● TO DO:
Search the listing for "React" and copy every line where it appears.

● DATA LINES:
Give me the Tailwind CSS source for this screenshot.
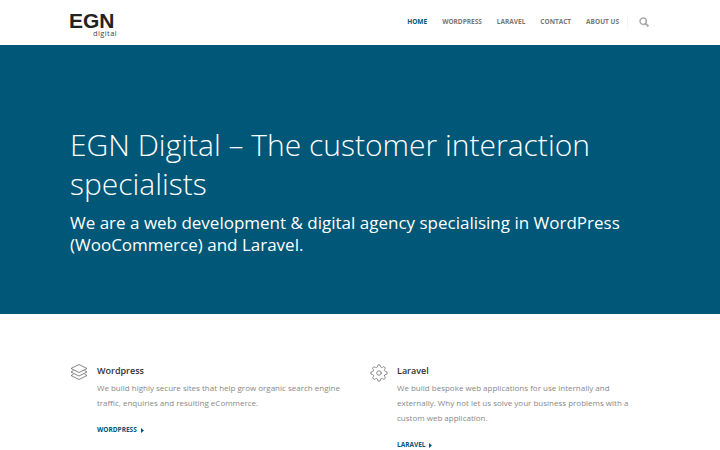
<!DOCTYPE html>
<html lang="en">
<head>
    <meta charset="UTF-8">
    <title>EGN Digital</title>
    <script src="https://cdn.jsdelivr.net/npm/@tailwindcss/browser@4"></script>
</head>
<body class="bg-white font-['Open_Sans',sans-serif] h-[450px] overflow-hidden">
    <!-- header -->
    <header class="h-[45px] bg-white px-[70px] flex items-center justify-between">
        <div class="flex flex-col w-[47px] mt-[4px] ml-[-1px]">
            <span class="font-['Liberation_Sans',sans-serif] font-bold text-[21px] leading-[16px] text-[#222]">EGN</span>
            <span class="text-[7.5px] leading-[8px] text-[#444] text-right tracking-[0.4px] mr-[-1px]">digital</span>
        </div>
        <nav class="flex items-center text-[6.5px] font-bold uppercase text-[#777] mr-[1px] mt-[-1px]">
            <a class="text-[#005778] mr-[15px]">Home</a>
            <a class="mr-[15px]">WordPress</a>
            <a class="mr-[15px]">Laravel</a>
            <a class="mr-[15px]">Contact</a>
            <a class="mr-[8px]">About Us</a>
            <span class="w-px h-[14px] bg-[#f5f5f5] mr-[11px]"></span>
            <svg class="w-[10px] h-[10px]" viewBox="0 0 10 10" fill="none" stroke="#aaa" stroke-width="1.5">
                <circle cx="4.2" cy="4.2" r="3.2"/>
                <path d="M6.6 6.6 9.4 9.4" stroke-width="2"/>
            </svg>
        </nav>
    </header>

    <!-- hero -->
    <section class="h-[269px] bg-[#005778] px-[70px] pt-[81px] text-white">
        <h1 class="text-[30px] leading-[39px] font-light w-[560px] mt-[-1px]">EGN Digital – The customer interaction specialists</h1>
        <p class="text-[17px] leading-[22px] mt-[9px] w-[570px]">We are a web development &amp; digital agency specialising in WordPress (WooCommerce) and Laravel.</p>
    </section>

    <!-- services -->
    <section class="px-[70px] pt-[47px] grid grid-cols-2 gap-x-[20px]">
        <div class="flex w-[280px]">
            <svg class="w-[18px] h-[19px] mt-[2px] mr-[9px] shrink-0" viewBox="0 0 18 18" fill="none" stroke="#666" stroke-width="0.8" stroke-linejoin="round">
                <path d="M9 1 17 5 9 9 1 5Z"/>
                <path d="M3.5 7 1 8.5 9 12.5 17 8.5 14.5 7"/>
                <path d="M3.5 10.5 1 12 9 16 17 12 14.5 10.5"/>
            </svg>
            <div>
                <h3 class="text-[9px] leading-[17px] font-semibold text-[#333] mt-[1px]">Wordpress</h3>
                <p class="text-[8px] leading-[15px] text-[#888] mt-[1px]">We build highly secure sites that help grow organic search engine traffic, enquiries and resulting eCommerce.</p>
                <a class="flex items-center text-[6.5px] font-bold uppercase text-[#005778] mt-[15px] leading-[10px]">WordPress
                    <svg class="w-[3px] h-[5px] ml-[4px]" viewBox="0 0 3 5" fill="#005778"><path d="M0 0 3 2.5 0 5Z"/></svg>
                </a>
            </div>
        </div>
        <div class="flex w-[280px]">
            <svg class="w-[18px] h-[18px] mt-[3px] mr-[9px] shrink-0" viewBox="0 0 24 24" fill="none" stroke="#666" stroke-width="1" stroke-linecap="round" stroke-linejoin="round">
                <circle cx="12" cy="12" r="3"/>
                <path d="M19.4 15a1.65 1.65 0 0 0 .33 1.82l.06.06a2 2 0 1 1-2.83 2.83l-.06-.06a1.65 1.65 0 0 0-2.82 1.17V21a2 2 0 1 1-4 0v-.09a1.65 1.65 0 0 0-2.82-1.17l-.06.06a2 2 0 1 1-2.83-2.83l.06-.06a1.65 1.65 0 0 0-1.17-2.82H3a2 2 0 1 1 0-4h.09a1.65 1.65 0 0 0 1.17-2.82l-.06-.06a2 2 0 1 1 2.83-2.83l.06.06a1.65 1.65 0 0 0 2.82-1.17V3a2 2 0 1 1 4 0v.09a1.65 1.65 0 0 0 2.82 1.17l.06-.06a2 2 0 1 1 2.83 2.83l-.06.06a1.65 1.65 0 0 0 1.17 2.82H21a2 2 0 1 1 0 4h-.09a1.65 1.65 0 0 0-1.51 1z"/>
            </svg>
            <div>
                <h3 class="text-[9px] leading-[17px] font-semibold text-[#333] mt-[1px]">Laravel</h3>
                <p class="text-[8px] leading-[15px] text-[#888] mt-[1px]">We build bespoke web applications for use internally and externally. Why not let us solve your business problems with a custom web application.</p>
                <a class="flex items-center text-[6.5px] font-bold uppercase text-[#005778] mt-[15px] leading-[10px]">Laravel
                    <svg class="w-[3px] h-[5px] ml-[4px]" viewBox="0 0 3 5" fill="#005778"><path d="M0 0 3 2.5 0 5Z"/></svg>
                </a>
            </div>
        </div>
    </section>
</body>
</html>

--

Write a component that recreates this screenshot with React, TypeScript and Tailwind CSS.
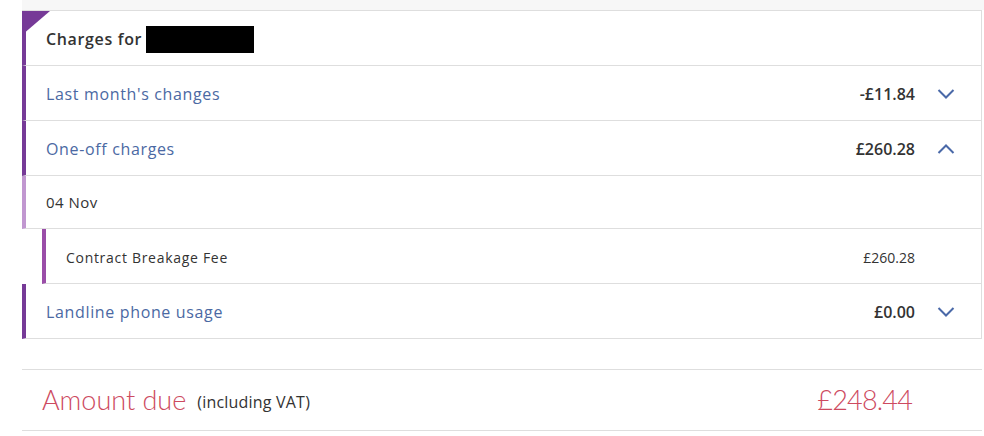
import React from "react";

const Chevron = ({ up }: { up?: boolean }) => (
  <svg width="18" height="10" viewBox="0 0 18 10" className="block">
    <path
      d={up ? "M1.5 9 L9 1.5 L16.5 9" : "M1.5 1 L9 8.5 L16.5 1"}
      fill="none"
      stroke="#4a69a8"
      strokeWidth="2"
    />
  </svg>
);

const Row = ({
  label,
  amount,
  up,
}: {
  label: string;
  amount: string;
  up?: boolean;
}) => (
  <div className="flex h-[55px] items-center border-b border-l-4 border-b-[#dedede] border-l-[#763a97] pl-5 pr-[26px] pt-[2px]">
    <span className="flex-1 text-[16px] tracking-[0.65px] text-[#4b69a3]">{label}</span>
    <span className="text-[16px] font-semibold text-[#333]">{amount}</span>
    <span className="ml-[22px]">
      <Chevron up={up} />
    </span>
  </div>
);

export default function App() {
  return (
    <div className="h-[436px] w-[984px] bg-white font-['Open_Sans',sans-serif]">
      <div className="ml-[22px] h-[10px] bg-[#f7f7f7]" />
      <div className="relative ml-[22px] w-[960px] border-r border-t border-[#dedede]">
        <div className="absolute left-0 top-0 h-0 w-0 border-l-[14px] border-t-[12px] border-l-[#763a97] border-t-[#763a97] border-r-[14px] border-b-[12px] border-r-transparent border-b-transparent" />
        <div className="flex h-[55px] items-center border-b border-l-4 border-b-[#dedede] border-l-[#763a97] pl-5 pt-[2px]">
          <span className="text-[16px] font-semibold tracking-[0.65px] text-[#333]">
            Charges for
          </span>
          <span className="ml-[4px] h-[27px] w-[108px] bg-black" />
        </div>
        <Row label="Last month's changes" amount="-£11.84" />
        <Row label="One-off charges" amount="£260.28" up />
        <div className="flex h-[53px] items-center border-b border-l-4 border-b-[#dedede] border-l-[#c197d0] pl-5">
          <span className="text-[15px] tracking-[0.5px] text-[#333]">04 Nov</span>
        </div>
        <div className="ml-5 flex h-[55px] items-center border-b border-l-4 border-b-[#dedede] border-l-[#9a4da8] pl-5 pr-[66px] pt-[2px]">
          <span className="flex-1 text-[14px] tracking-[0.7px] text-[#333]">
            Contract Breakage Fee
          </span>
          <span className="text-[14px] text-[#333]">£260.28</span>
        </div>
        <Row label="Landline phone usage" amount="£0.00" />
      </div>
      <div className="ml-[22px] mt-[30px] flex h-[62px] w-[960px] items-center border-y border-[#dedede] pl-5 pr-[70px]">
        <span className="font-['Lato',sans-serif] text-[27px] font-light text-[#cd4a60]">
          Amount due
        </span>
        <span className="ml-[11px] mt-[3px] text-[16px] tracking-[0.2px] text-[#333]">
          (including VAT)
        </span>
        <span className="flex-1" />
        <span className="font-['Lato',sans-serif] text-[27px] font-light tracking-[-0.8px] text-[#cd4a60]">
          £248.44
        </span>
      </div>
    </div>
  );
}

● OUTPUT BELOW:
Write a component that recreates this screenshot with React, TypeScript and Tailwind CSS.
import React from "react";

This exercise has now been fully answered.